Note I haven't attempted to reproduce this, the bug report is based on code review of latest master ( 6fc2861fd14793f8461d232cb641b5112d271519 ).
Files
Updated by bizhang almost 8 years ago
- Priority changed from Normal to High
- Sprint/Milestone set to 32
- Severity changed from 2. Medium to 3. High
- Triaged changed from No to Yes
Updated by daviddavis almost 8 years ago
- Status changed from NEW to ASSIGNED
- Assignee set to daviddavis
Updated by daviddavis almost 8 years ago
- Blocked by Issue #2550: Publishing via rsync does not correctly look at publish records added
Updated by daviddavis almost 8 years ago
- Blocked by deleted (Issue #2550: Publishing via rsync does not correctly look at publish records)
Updated by daviddavis almost 8 years ago
- Status changed from ASSIGNED to POST
Updated by dalley over 7 years ago
- Status changed from POST to ASSIGNED
- Assignee changed from daviddavis to dalley
I am taking ownership of this issue after discussing with @daviddavis
Updated by dalley over 7 years ago
rmcgover, I was not able to reproduce this issue using this sequence of events on the commit provided (6fc2861fd). Here is the steps I used to test within our vagrant development environment:
dnf download cowsay
pulp-admin rpm repo sync run --repo-id zoo
phttp POST https://localhost/pulp/api/v2/repositories/zoo/distributors/ < rsync_distributor.json
phttp POST https://localhost/pulp/api/v2/repositories/zoo/actions/publish/ id=yum_distributor
pulp-admin rpm repo uploads rpm --repo-id zoo --file cowsay-3.04-4.fc25.noarch.rpm
phttp POST https://localhost/pulp/api/v2/repositories/zoo/actions/publish/ id=my_rpm_rsync_distributor
phttp POST https://localhost/pulp/api/v2/repositories/zoo/actions/publish/ id=yum_distributor
phttp POST https://localhost/pulp/api/v2/repositories/zoo/actions/publish/ id=my_rpm_rsync_distributor
where:
rsync_distributor.json
===================
{
"distributor_id": "my_rpm_rsync_distributor",
"distributor_type_id": "rpm_rsync_distributor",
"distributor_config": {
"remote": {
"auth_type": "publickey",
"ssh_user": "vagrant",
"ssh_identity_file": "/home/vagrant/.ssh/id_rsa",
"host": "dev.example.com",
"root": "/home/vagrant/pulp_root"
},
"predistributor_id": "yum_distributor"
}
}
- There are two vagrant boxes dev.example.com and dev2.example.com
- Commands are being run on dev2.example.com, dev.example.com is used as the target for distributing files
- "phttp" is aliased to "http --verify no --cert ~/.pulp/user-cert.pem"
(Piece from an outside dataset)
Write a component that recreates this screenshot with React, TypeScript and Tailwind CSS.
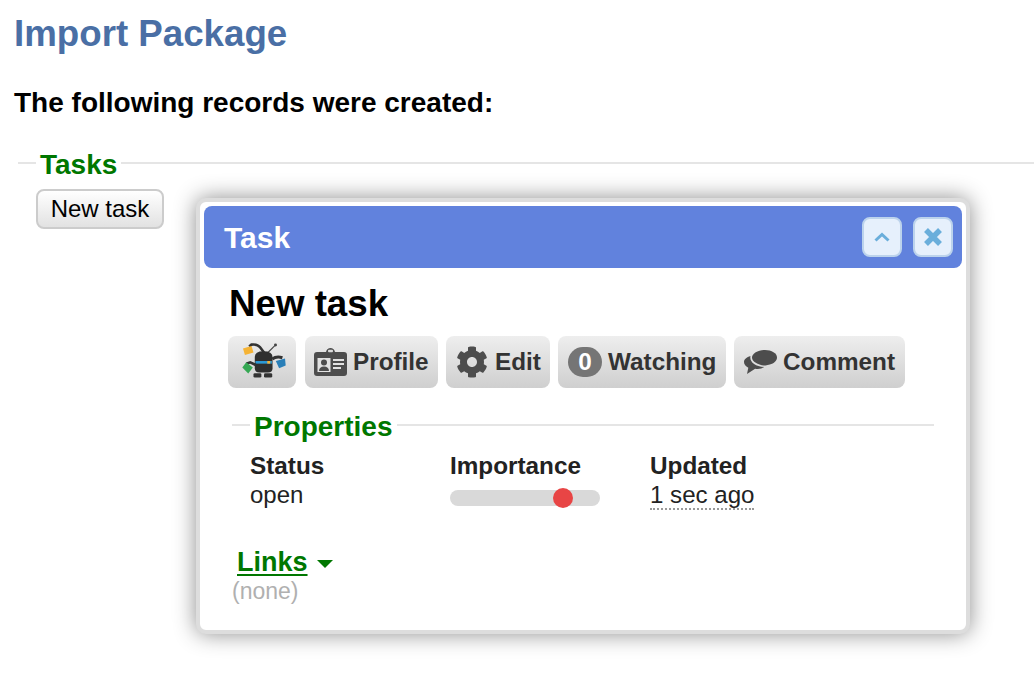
import React from "react";
import { FaCog } from "react-icons/fa";

const ProfileIcon = () => (
  <svg width="33" height="28" viewBox="0 0 33 28" fill="#4d4d4d">
    <path d="M3 4h9c.5-2.500 2.500-4 4.500-4s4 1.500 4.500 4h9a3 3 0 0 1 3 3v18a3 3 0 0 1-3 3H3a3 3 0 0 1-3-3V7a3 3 0 0 1 3-3z" />
    <rect x="14" y="1.800" width="5" height="2.500" rx="1" fill="#dcdcdc" />
    <rect x="3.500" y="10" width="13" height="14" fill="#e2e2e2" />
    <circle cx="10" cy="14.500" r="3" />
    <path d="M5 23c0-3 2-4.500 5-4.500s5 1.500 5 4.500z" />
    <rect x="19" y="11" width="11" height="2" fill="#e2e2e2" />
    <rect x="19" y="15" width="11" height="2" fill="#e2e2e2" />
    <rect x="19" y="19" width="8" height="2" fill="#e2e2e2" />
  </svg>
);

const CommentIcon = () => (
  <svg width="33" height="24" viewBox="0 0 33 24" fill="#4d4d4d">
    <path d="M21 0c6.600 0 12 3.300 12 7.500 0 3.200-3 6-7.200 7.100L21.500 15.500C15 15.500 8 12 8 7.500 8 3.300 14.400 0 21 0z" />
    <path d="M6.500 6c-.2.500-.2 1-.2 1.700 0 4.700 5.700 8.800 13.700 9.300-1.600 1.300-3.800 2-6.300 2-.9 0-1.800 0-2.600-.2L3 24l1.300-6.200C1.700 16.400 0 14.300 0 12c0-2.600 2.600-5 6.500-6z" />
  </svg>
);

const RobotIcon = () => (
  <svg width="46" height="38" viewBox="50 30 140 114">
    <path d="M75 40 L82 34 Q100 32 108 42 L120 58" stroke="#333" strokeWidth="8" fill="none" />
    <path d="M56 46 L82 38 L88 58 L62 66 Z" fill="#f5b335" />
    <path d="M132 58 L153 37" stroke="#444" strokeWidth="3.500" />
    <circle cx="155" cy="35" r="4.500" fill="#444" />
    <path d="M92 72 Q92 54 118 54 Q146 54 146 72 L146 106 Q146 119 132 119 L106 119 Q92 119 92 106 Z" fill="#2f2f2f" />
    <rect x="94" y="84" width="50" height="8" fill="#2c9ad6" />
    <rect x="130" y="84" width="9" height="8" fill="#f5b335" />
    <rect x="88" y="121" width="24" height="13" rx="4" fill="#333" />
    <rect x="120" y="121" width="25" height="13" rx="4" fill="#333" />
    <path d="M95 96 L78 88 L66 92" stroke="#333" strokeWidth="8" fill="none" />
    <path d="M66 88 L86 104 L72 122 L54 104 Z" fill="#35a853" />
    <path d="M145 78 Q158 68 176 74" stroke="#333" strokeWidth="9" fill="none" />
    <path d="M156 84 L184 76 L186 98 L166 106 Z" fill="#2a7fb8" />
  </svg>
);

const Legend = ({ children }: { children: React.ReactNode }) => (
  <legend className="px-1 pt-1 text-[28px] font-bold leading-[32px] text-[#007700]">{children}</legend>
);

const ActionButton = ({ children, className }: { children: React.ReactNode; className: string }) => (
  <div
    className={`flex h-[52px] items-center rounded-lg bg-gradient-to-b from-[#eeeeee] to-[#cfcfcf] text-[24.300px] font-bold text-[#333] ${className}`}
  >
    {children}
  </div>
);

const Property = ({ label, children }: { label: string; children: React.ReactNode }) => (
  <div className="w-[200px]">
    <div className="text-[24.300px] font-bold leading-[29px] text-[#222]">{label}</div>
    {children}
  </div>
);

const TaskDialog = () => (
  <div className="absolute left-[196px] top-[198px] h-[436px] w-[774px] rounded-[10px] border-4 border-[#dddddd] bg-white p-1 shadow-[0_0_22px_rgba(0,0,0,0.45)]">
    <div className="flex h-[62px] items-center justify-between rounded-lg bg-[#6182dd] pl-5 pr-[9px]">
      <span className="pt-[1px] text-[30px] font-bold text-white">Task</span>
      <div className="flex gap-[11px]">
        <button className="flex h-10 w-10 items-center justify-center rounded-lg border-2 border-[#bcd3ec] bg-[#e6f0fc]">
          <svg width="16" height="10" viewBox="0 0 16 10" fill="none" stroke="#6aaedb" strokeWidth="3">
            <path d="M1.500 8.500 L8 2.500 L14.500 8.500" />
          </svg>
        </button>
        <button className="flex h-10 w-10 items-center justify-center rounded-lg border-2 border-[#bcd3ec] bg-[#e6f0fc]">
          <svg width="20" height="20" viewBox="0 0 20 20" fill="none" stroke="#6aaedb" strokeWidth="5.500">
            <path d="M3 3 L17 17 M17 3 L3 17" />
          </svg>
        </button>
      </div>
    </div>

    <div className="pl-6">
      <h2 className="ml-[1px] mt-[15px] text-[36.700px] font-bold leading-[42px] text-black">New task</h2>

      <div className="mt-[11px] flex">
        <ActionButton className="mr-[9px] w-[68px] justify-center pl-[4px]">
          <RobotIcon />
        </ActionButton>
        <ActionButton className="mr-2 w-[133px] gap-[6px] pl-[9px]">
          <ProfileIcon />
          Profile
        </ActionButton>
        <ActionButton className="mr-2 w-[104px] gap-[7px] pl-[10px]">
          <FaCog className="h-[32px] w-[32px] text-[#4d4d4d]" />
          Edit
        </ActionButton>
        <ActionButton className="mr-2 w-[168px] gap-[6px] pl-[10px]">
          <span className="flex h-[30px] w-[34px] items-center justify-center rounded-full bg-[#757575] text-white">
            0
          </span>
          Watching
        </ActionButton>
        <ActionButton className="w-[171px] gap-[6px] pl-[10px]">
          <CommentIcon />
          Comment
        </ActionButton>
      </div>
    </div>

    <fieldset className="ml-7 mr-7 mt-[19px] border-t-2 border-[#e5e5e5] pl-[18px]">
      <Legend>Properties</Legend>
      <div className="mt-2 flex">
        <Property label="Status">
          <div className="text-2xl leading-[29px] text-[#222]">open</div>
        </Property>
        <Property label="Importance">
          <div className="relative mt-[10px] h-4 w-[150px] rounded-full bg-[#d9d9d9]">
            <div className="absolute left-[103px] top-[-2px] h-5 w-5 rounded-full bg-[#e84545]" />
          </div>
        </Property>
        <Property label="Updated">
          <span className="mt-[1px] inline-block border-b-2 border-dotted border-[#999] text-[24.100px] leading-[27px] text-[#222]">
            1 sec ago
          </span>
        </Property>
      </div>
    </fieldset>

    <div className="ml-7 mt-[36px]">
      <div className="flex items-center pl-[5px]">
        <span className="text-[27px] font-bold leading-[32px] text-[#007700] underline underline-offset-[3px]">
          Links
        </span>
        <span className="ml-[9px] mt-1 h-0 w-0 border-x-[8px] border-t-[8px] border-x-transparent border-t-[#007700]" />
      </div>
      <div className="text-[23px] leading-[27px] text-[#b0b0b0]">(none)</div>
    </div>
  </div>
);

export default function App() {
  return (
    <div className="relative h-[688px] w-[1034px] overflow-hidden bg-white font-['Liberation_Sans',Arial,sans-serif] text-black">
      <div className="pl-[14px] pt-[13px]">
        <h1 className="text-[36.700px] font-bold leading-[42px] text-[#4a6fa5]">Import Package</h1>
        <p className="mt-[32px] text-[28px] font-bold leading-[32px]">The following records were created:</p>
      </div>
      <fieldset className="ml-[18px] mt-[26px] border-t-2 border-[#e5e5e5] pl-[18px]">
        <Legend>Tasks</Legend>
        <button className="mt-2 h-10 w-[128px] rounded-lg border-2 border-[#cccccc] bg-gradient-to-b from-white to-[#e2e2e2] text-2xl text-black">
          New task
        </button>
      </fieldset>
      <TaskDialog />
    </div>
  );
}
When taking the above steps, the cowsay package gets distributed in the first rsync publish after associating the package with the repository.
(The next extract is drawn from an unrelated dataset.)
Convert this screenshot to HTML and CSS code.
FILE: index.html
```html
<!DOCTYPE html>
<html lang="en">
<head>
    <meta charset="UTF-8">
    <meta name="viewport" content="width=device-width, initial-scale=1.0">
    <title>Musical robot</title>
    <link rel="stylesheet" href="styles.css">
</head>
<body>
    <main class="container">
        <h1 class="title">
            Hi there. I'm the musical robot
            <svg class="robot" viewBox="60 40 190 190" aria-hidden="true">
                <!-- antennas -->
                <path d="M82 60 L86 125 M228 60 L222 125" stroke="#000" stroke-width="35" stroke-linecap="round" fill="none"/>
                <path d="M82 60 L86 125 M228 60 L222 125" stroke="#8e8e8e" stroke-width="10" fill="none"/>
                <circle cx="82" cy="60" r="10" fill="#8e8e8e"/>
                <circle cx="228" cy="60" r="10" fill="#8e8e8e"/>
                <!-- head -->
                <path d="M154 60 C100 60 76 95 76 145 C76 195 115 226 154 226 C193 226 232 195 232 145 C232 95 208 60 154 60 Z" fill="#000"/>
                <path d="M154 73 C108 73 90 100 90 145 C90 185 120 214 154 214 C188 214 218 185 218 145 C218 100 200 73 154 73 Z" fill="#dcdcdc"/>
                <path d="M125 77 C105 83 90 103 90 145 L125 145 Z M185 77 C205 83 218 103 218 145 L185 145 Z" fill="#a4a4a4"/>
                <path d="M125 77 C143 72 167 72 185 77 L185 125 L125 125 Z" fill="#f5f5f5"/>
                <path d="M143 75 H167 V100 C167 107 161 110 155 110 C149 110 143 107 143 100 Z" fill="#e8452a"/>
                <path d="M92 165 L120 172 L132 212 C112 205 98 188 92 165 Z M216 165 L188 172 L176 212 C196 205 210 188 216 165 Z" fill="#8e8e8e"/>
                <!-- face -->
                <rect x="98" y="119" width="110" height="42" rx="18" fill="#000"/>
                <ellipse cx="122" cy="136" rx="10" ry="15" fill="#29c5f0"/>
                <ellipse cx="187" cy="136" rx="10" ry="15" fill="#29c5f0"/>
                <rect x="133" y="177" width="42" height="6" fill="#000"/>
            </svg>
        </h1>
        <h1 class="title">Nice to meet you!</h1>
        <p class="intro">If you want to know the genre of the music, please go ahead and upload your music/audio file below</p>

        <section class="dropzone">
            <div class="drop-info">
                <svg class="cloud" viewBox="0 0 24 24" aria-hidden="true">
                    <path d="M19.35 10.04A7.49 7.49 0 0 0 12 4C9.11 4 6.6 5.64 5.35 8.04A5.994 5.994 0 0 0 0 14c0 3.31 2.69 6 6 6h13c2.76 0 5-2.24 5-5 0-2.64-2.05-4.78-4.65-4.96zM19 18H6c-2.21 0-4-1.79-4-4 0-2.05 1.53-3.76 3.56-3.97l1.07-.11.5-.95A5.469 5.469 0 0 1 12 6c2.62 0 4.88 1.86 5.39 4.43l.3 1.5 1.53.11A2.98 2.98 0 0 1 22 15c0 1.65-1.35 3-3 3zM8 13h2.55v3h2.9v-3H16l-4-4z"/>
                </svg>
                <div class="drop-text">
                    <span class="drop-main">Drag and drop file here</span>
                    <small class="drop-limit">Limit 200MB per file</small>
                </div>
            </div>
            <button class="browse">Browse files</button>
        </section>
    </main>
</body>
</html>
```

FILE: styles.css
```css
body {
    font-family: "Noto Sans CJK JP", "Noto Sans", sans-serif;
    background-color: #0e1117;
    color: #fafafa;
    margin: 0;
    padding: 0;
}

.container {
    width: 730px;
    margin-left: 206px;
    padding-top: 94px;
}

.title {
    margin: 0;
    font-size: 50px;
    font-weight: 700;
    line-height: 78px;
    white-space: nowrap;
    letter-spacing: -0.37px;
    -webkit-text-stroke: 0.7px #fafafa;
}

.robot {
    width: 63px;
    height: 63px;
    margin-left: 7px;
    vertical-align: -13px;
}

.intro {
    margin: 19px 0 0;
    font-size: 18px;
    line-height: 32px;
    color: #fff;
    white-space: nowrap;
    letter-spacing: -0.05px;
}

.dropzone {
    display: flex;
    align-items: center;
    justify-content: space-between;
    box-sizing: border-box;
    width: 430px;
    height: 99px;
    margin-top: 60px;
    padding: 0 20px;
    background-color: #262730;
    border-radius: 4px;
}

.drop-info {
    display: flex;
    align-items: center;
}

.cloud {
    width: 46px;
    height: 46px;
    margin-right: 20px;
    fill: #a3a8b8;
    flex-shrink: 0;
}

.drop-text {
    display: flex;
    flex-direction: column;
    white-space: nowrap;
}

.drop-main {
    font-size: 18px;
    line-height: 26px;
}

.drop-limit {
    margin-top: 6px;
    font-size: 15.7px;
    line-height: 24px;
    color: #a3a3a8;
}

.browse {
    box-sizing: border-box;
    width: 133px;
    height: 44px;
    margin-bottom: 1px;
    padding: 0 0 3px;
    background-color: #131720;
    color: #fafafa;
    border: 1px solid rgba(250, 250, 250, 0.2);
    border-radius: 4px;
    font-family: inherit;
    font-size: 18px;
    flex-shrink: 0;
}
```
I will look into it a bit further to ensure that something is indeed covering for this scenario
Updated by jortel@redhat.com over 7 years ago
- Sprint/Milestone changed from 37 to 38
Updated by rmcgover over 7 years ago
I found two reasons why that sequence won't work to reproduce:
1) It's a special case of the first usage of rsync distributor on the repo after it was created,
and that will always be treated as a non-fastforward publish (and rightly so).
2) There is an additional bug in rsync distributor which interferes with the test.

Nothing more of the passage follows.